■ Entries
--------

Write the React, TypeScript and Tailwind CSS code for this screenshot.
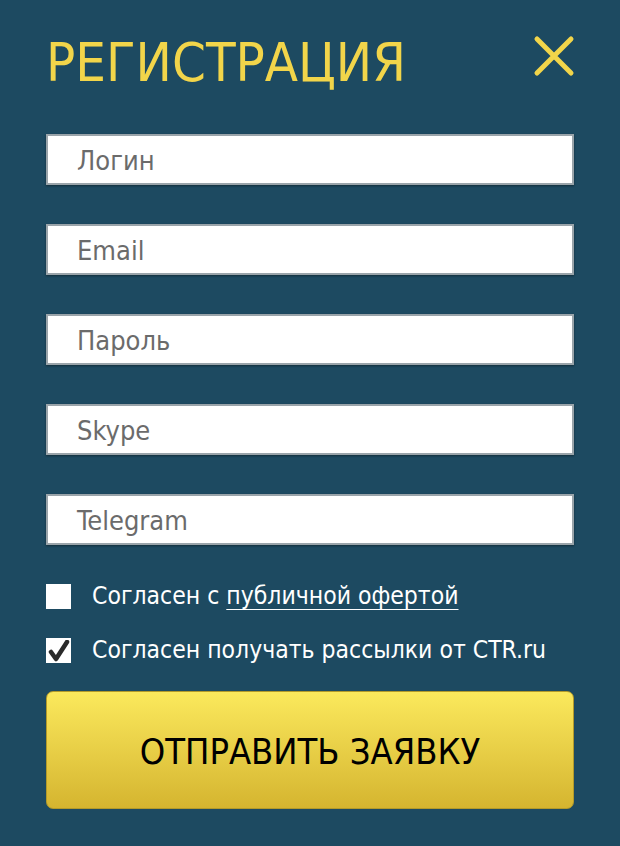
import React from "react";

const font = { fontFamily: '"DejaVu Sans Condensed", "DejaVu Sans", sans-serif' };

function Field({ label }: { label: string }) {
  return (
    <div className="h-[51px] w-full bg-white border-2 border-[#9aa4aa] shadow-[0_1px_2px_rgba(0,0,0,0.4)] flex items-center pl-[29px] pt-[3px] text-[27px] text-[#6b6b6b]">
      {label}
    </div>
  );
}

export default function App() {
  return (
    <div className="w-[620px] h-[846px] bg-[#1d4a61] px-[46px] pt-[30px]" style={font}>
      <div className="flex items-start justify-between h-[104px]">
        <h1 className="text-[54px] leading-[66px] text-[#f2d54a]">РЕГИСТРАЦИЯ</h1>
        <svg width="46" height="46" viewBox="0 0 46 46" className="mt-[3px] -mr-[3px]">
          <path d="M6 6 L40 40 M40 6 L6 40" stroke="#f2d54a" strokeWidth="5" strokeLinecap="round" />
        </svg>
      </div>
      <div className="flex flex-col gap-[39px]">
        <Field label="Логин" />
        <Field label="Email" />
        <Field label="Пароль" />
        <Field label="Skype" />
        <Field label="Telegram" />
      </div>
      <div className="mt-[39px] flex flex-col gap-[29px] text-[24.5px] text-white">
        <div className="flex items-center gap-[21px] h-[25px]">
          <div className="w-[25px] h-[25px] bg-white shrink-0" />
          <span className="leading-[25px] -mt-[2px]">
            Согласен с <span className="underline underline-offset-[5px] decoration-1">публичной офертой</span>
          </span>
        </div>
        <div className="flex items-center gap-[21px] h-[25px]">
          <div className="w-[25px] h-[25px] bg-white flex items-center justify-center shrink-0">
            <svg width="22" height="22" viewBox="0 0 22 22">
              <path d="M3 12 L8 19 L19 2" stroke="#2a2a2a" strokeWidth="4.5" fill="none" strokeLinecap="round" strokeLinejoin="round" />
            </svg>
          </div>
          <span className="leading-[25px] -mt-[2px]">Согласен получать рассылки от CTR.ru</span>
        </div>
      </div>
      <button className="mt-[28px] w-full h-[118px] rounded-[7px] bg-gradient-to-b from-[#fbe95c] to-[#d5b52f] border border-[#b39a2a] text-[36px] text-black flex items-center justify-center pt-[3px]">
        ОТПРАВИТЬ ЗАЯВКУ
      </button>
    </div>
  );
}
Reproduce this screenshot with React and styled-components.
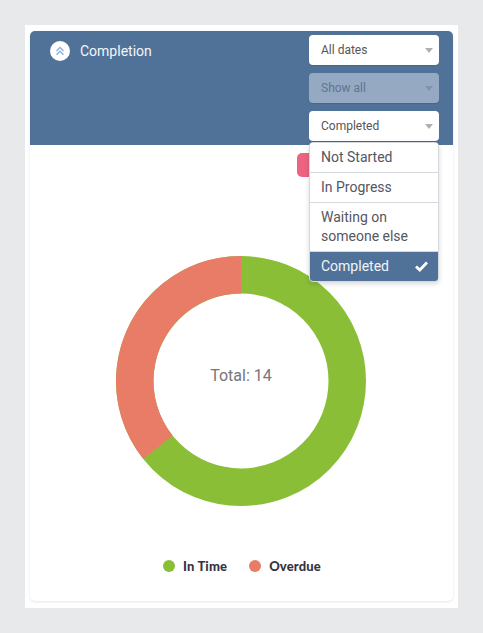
import styled, { createGlobalStyle } from "styled-components";

const GlobalStyle = createGlobalStyle`
    html, body {
        margin: 0;
        background: #e8e9eb;
        font-family: Roboto, "Liberation Sans", sans-serif;
    }
`

const Page = styled.div`
    width: 483px;
    height: 633px;
    padding: 25px;
    box-sizing: border-box;
    overflow: hidden;
`

const Panel = styled.div`
    width: 433px;
    height: 583px;
    padding: 6px 5px;
    box-sizing: border-box;
    background: white;
`

const Card = styled.div`
    height: 570px;
    border-radius: 5px;
    background: white;
    box-shadow: 0 1px 3px rgba(0, 0, 0, 0.1);
`

const Header = styled.div`
    height: 114px;
    padding: 4px 14px 0 20px;
    box-sizing: border-box;
    display: flex;
    justify-content: space-between;
    background: #507299;
    border-radius: 5px 5px 0 0;
`

const Title = styled.div`
    display: flex;
    align-items: center;
    gap: 10px;
    height: 20px;
    margin-top: 6px;
    color: #f4f6f9;
    font-size: 14px;
    font-weight: 400;
`

const ToggleIcon = styled.span`
    width: 20px;
    height: 20px;
    border-radius: 50%;
    background: white;
    display: flex;
    align-items: center;
    justify-content: center;
`

const Filters = styled.div`
    display: flex;
    flex-direction: column;
    gap: 8px;
    width: 130px;
`

const SelectWrap = styled.div`
    position: relative;
`

const Select = styled.div`
    height: 30px;
    padding: 0 11px 0 12px;
    box-sizing: border-box;
    display: flex;
    align-items: center;
    justify-content: space-between;
    border-radius: 4px;
    font-size: 12px;
    color: ${(p) => (p.$disabled ? "#5d7594" : "#555")};
    background: ${(p) => (p.$disabled ? "#95a9c2" : "white")};
    box-shadow: 0 1px 1px rgba(0, 0, 0, 0.1);
`

const Caret = styled.i`
    width: 0;
    height: 0;
    margin-right: -5px;
    border-left: 4px solid transparent;
    border-right: 4px solid transparent;
    border-top: 5px solid ${(p) => (p.$disabled ? "#7f93ad" : "#b0b0b0")};
`

const Menu = styled.ul`
    position: absolute;
    top: 31px;
    left: 0;
    width: 130px;
    margin: 0;
    padding: 0;
    box-sizing: border-box;
    list-style: none;
    background: white;
    border: 1px solid #d5d8dc;
    border-radius: 4px;
    overflow: hidden;
    box-shadow: 0 2px 5px rgba(0, 0, 0, 0.15);
    z-index: 2;
`

const MenuItem = styled.li`
    padding: 5px 10px 5px 11px;
    display: flex;
    align-items: center;
    justify-content: space-between;
    font-size: 14px;
    line-height: 19px;
    color: ${(p) => (p.$active ? "#f0f4f8" : "#55565f")};
    background: ${(p) => (p.$active ? "#507299" : "white")};
    border-top: ${(p) => (p.$first ? "none" : "1px solid #d5d8dc")};
`

const Body = styled.div`
    padding-top: 8px;
    display: flex;
    flex-direction: column;
    align-items: center;
`

const Toolbar = styled.div`
    align-self: stretch;
    display: flex;
    justify-content: flex-end;
    padding-right: 60px;
`

const ActionButton = styled.div`
    width: 96px;
    height: 24px;
    border-radius: 5px;
    background: #ec6480;
`

const Chart = styled.div`
    position: relative;
    width: 250px;
    height: 250px;
    margin-top: 79px;
    margin-left: -1px;
`

const Total = styled.div`
    position: absolute;
    inset: 0 0 11px 0;
    display: flex;
    align-items: center;
    justify-content: center;
    font-size: 16px;
    color: #77757c;
`

const Legend = styled.div`
    display: flex;
    gap: 22px;
    margin-top: 52px;
    margin-left: 1px;
`

const LegendItem = styled.div`
    display: flex;
    align-items: center;
    gap: 8px;
    font-family: Lato, sans-serif;
    font-weight: 900;
    font-size: 13px;
    letter-spacing: 0.15px;
    color: #34343f;
`

const Dot = styled.span`
    width: 12px;
    height: 12px;
    border-radius: 50%;
    background: ${(p) => p.$color};
`

const menuItems = ["Not Started", "In Progress", "Waiting on someone else", "Completed"];

// stroke ring: r = 106.25, width = 37.5
const circumference = 2 * Math.PI * 106.25;
const overdueLength = (circumference * 5) / 14;

const App = () => {
    return (
        <Page>
            <GlobalStyle />
            <Panel>
                <Card>
                    <Header>
                        <Title>
                            <ToggleIcon>
                                <svg width="12" height="12" viewBox="0 0 12 12" fill="none" stroke="#8fb0dc" strokeWidth="1.4">
                                    <path d="M2.5 6 L6 2.5 L9.5 6" />
                                    <path d="M2.5 9.8 L6 6.3 L9.5 9.8" />
                                </svg>
                            </ToggleIcon>
                            Completion
                        </Title>
                        <Filters>
                            <Select>All dates<Caret /></Select>
                            <Select $disabled>Show all<Caret $disabled /></Select>
                            <SelectWrap>
                                <Select>Completed<Caret /></Select>
                                <Menu>
                                    {menuItems.map((item, i) => (
                                        <MenuItem key={item} $first={i === 0} $active={item === "Completed"}>
                                            {item}
                                            {item === "Completed" && (
                                                <svg width="13" height="11" viewBox="0 0 13 11" fill="none" stroke="white" strokeWidth="2.8">
                                                    <path d="M1 5.5 L4.8 9 L12 1.5" />
                                                </svg>
                                            )}
                                        </MenuItem>
                                    ))}
                                </Menu>
                            </SelectWrap>
                        </Filters>
                    </Header>
                    <Body>
                        <Toolbar>
                            <ActionButton />
                        </Toolbar>
                        <Chart>
                            <svg width="250" height="250" viewBox="0 0 250 250">
                                <circle cx="125" cy="125" r="106.25" fill="none" stroke="#8abe37" strokeWidth="37.5" />
                                <circle
                                    cx="125"
                                    cy="125"
                                    r="106.25"
                                    fill="none"
                                    stroke="#e97c66"
                                    strokeWidth="37.5"
                                    strokeDasharray={`${overdueLength} ${circumference}`}
                                    transform={`rotate(${-90 - (360 * 5) / 14} 125 125)`}
                                />
                            </svg>
                            <Total>Total: 14</Total>
                        </Chart>
                        <Legend>
                            <LegendItem><Dot $color="#8abe37" />In Time</LegendItem>
                            <LegendItem><Dot $color="#e97c66" />Overdue</LegendItem>
                        </Legend>
                    </Body>
                </Card>
            </Panel>
        </Page>
    );
}

export default App;
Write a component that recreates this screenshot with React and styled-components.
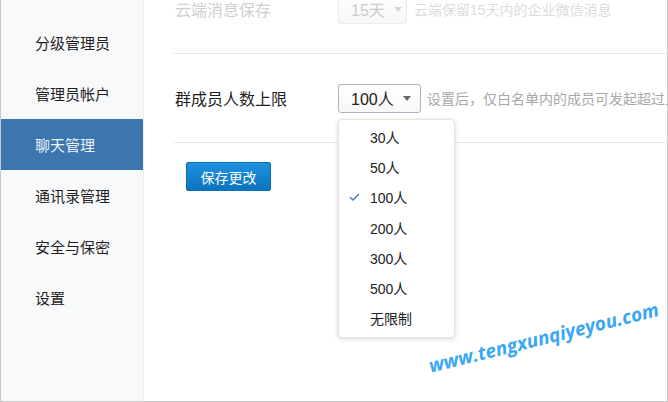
import React from "react";
import styled, { createGlobalStyle } from "styled-components";

const GlobalStyle = createGlobalStyle`
  html, body {
    margin: 0;
    padding: 0;
    background: #ffffff;
  }
  body {
    font-family: "Liberation Sans", "Noto Sans CJK SC", sans-serif;
    color: #222;
  }
`;

const Frame = styled.div`
  position: relative;
  width: 668px;
  height: 402px;
  box-sizing: border-box;
  border: 1px solid #c9c9c9;
  border-top: none;
  display: flex;
  overflow: hidden;
  background: #fff;
`;

const Sidebar = styled.nav`
  width: 142px;
  flex-shrink: 0;
  background: #f8f9fb;
  border-right: 1px dotted #e2e4e8;
  padding-top: 17px;
  display: flex;
  flex-direction: column;
`;

const NavItem = styled.div`
  height: 51px;
  display: flex;
  align-items: center;
  padding-left: 34px;
  font-size: 15px;
  color: ${({ $active }) => ($active ? "#eef3f9" : "#1f1f1f")};
  background: ${({ $active }) => ($active ? "#3b76b0" : "transparent")};
`;

const Main = styled.main`
  flex: 1;
  overflow: hidden;
  padding-left: 30px;
`;

const Content = styled.div`
  margin-top: -35px;
`;

const Row = styled.div`
  height: 88px;
  border-bottom: 1px solid #e8e8e8;
  display: flex;
  align-items: center;
  white-space: nowrap;
`;

const Label = styled.div`
  width: 163px;
  padding-left: 1px;
  flex-shrink: 0;
  font-size: 16px;
  color: ${({ $muted }) => ($muted ? "#cfcfcf" : "#1f1f1f")};
`;

const SelectWrap = styled.div`
  position: relative;
  flex-shrink: 0;
`;

const SelectBox = styled.div`
  box-sizing: border-box;
  height: 29px;
  width: ${({ $w }) => $w}px;
  display: flex;
  align-items: center;
  gap: 9px;
  padding: 0 10px 0 12px;
  border: 1px solid ${({ $disabled }) => ($disabled ? "#ececec" : "#a9b3c2")};
  border-radius: 3px;
  background: linear-gradient(#ffffff, #f7f7f7);
  font-size: 16px;
  color: ${({ $disabled }) => ($disabled ? "#cccccc" : "#222")};
`;

const Caret = styled.span`
  width: 0;
  height: 0;
  border-left: 4.5px solid transparent;
  border-right: 4.5px solid transparent;
  border-top: 5px solid ${({ $disabled }) => ($disabled ? "#d6d6d6" : "#666")};
`;

const Hint = styled.div`
  margin-left: ${({ $gap }) => $gap}px;
  font-size: 14px;
  color: ${({ $muted }) => ($muted ? "#dcdcdc" : "#a8a8a8")};
  overflow: hidden;
`;

const Menu = styled.ul`
  position: absolute;
  top: calc(100% + 6px);
  left: 0;
  z-index: 2;
  box-sizing: border-box;
  width: 117px;
  margin: 0;
  padding: 2px 0 3px;
  list-style: none;
  background: #fff;
  border: 1px solid #e4e4e4;
  border-radius: 4px;
  box-shadow: 0 1px 5px rgba(0, 0, 0, 0.16);
`;

const MenuItem = styled.li`
  height: 30.3px;
  display: flex;
  align-items: center;
  padding-left: 10px;
  font-size: 14px;
  color: #222;
`;

const CheckSlot = styled.span`
  width: 21px;
  display: flex;
  align-items: center;
`;

const Actions = styled.div`
  padding: 19px 0 0 12px;
`;

const SaveButton = styled.button`
  box-sizing: border-box;
  width: 85px;
  height: 29px;
  border: 1px solid #0b6db3;
  border-radius: 2px;
  background: linear-gradient(#2092de, #0a73bd);
  color: #fff;
  font-family: inherit;
  font-size: 14px;
  cursor: pointer;
`;

const Watermark = styled.div`
  position: absolute;
  left: 428px;
  top: 353px;
  transform: rotate(-14deg);
  transform-origin: left center;
  font-family: "Open Sans", "DejaVu Sans", sans-serif;
  font-style: italic;
  font-weight: 700;
  font-size: 19px;
  color: #3aa7f4;
  white-space: nowrap;
  pointer-events: none;
`;

const navItems = ["分级管理员", "管理员帐户", "聊天管理", "通讯录管理", "安全与保密", "设置"];
const limits = ["30人", "50人", "100人", "200人", "300人", "500人", "无限制"];

function Check() {
  return (
    <svg width="11" height="8" viewBox="0 0 11 8">
      <polyline points="1,4.2 4,7 10,1" fill="none" stroke="#3b7cc9" strokeWidth="1.4" />
    </svg>
  );
}

export default function App() {
  const selected = "100人";
  return (
    <>
      <GlobalStyle />
      <Frame>
        <Sidebar>
          {navItems.map((item) => (
            <NavItem key={item} $active={item === "聊天管理"}>
              {item}
            </NavItem>
          ))}
        </Sidebar>
        <Main>
          <Content>
            <Row>
              <Label $muted>云端消息保存</Label>
              <SelectWrap>
                <SelectBox $w={69} $disabled>
                  15天
                  <Caret $disabled />
                </SelectBox>
              </SelectWrap>
              <Hint $gap={7} $muted>
                云端保留15天内的企业微信消息
              </Hint>
            </Row>
            <Row>
              <Label>群成员人数上限</Label>
              <SelectWrap>
                <SelectBox $w={83}>
                  {selected}
                  <Caret />
                </SelectBox>
                <Menu>
                  {limits.map((opt) => (
                    <MenuItem key={opt}>
                      <CheckSlot>{opt === selected && <Check />}</CheckSlot>
                      {opt}
                    </MenuItem>
                  ))}
                </Menu>
              </SelectWrap>
              <Hint $gap={6}>设置后，仅白名单内的成员可发起超过上限人数的群聊</Hint>
            </Row>
            <Actions>
              <SaveButton>保存更改</SaveButton>
            </Actions>
          </Content>
        </Main>
        <Watermark>www.tengxunqiyeyou.com</Watermark>
      </Frame>
    </>
  );
}
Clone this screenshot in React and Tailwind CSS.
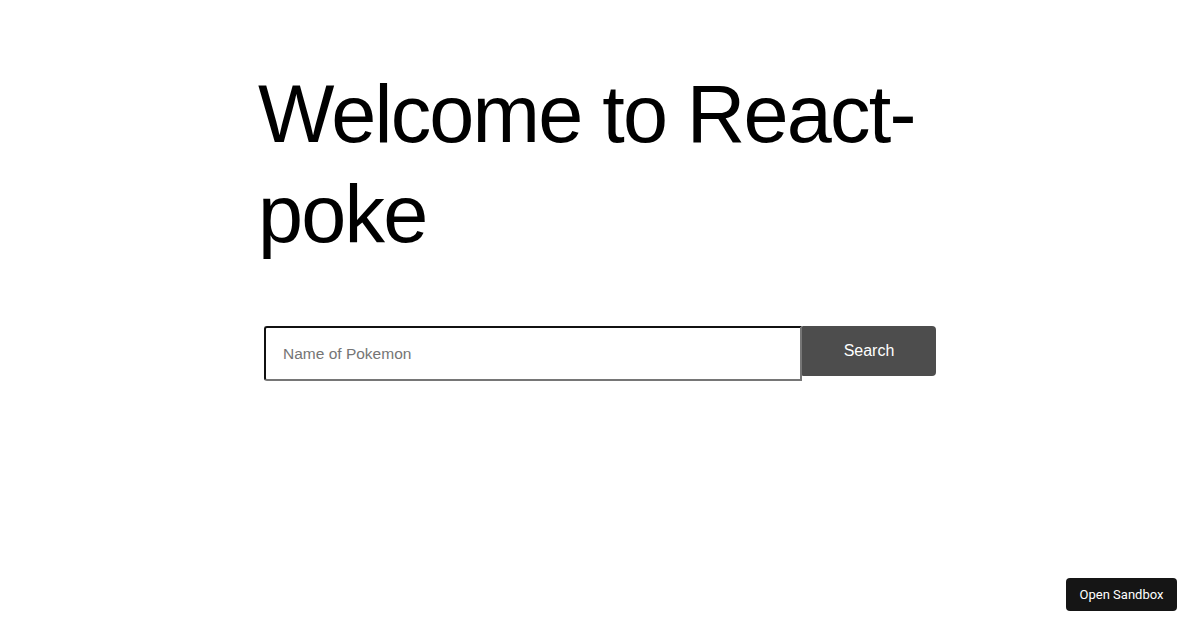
export default function App() {
  return (
    <div className="relative w-[1200px] h-[630px] bg-white overflow-hidden" style={{ fontFamily: '"Liberation Sans", Arial, sans-serif' }}>
      <div className="w-[684px] mx-auto pt-[64px]">
        <h1 className="text-[81px] leading-[100px] font-normal text-black tracking-[-1.8px]">
          Welcome to React-poke
        </h1>
        <div className="flex items-start mt-[62px] ml-[6px]">
          <input
            type="text"
            placeholder="Name of Pokemon"
            className="w-[538px] h-[55px] px-[17px] pt-[1px] text-[15.5px] text-black bg-white border-2 border-t-[#111] border-l-[#111] border-b-[#767676] border-r-[#767676] rounded-l-[3px] outline-none placeholder:text-[#757575]"
          />
          <button className="w-[134px] h-[50px] bg-[#4d4d4d] text-white text-[16px] rounded-r-[4px] rounded-l-[1px]">
            Search
          </button>
        </div>
      </div>
      <button className="absolute left-[1066px] top-[578px] w-[111px] h-[33px] bg-[#151515] text-white text-[13px] rounded-[4px]" style={{ fontFamily: 'Roboto, "Liberation Sans", sans-serif' }}>
        Open Sandbox
      </button>
    </div>
  );
}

--------

■ Task
Copy every line in the records above that contains the word "Write".

■ Complete response
Write the React, TypeScript and Tailwind CSS code for this screenshot.
Write a component that recreates this screenshot with React and styled-components.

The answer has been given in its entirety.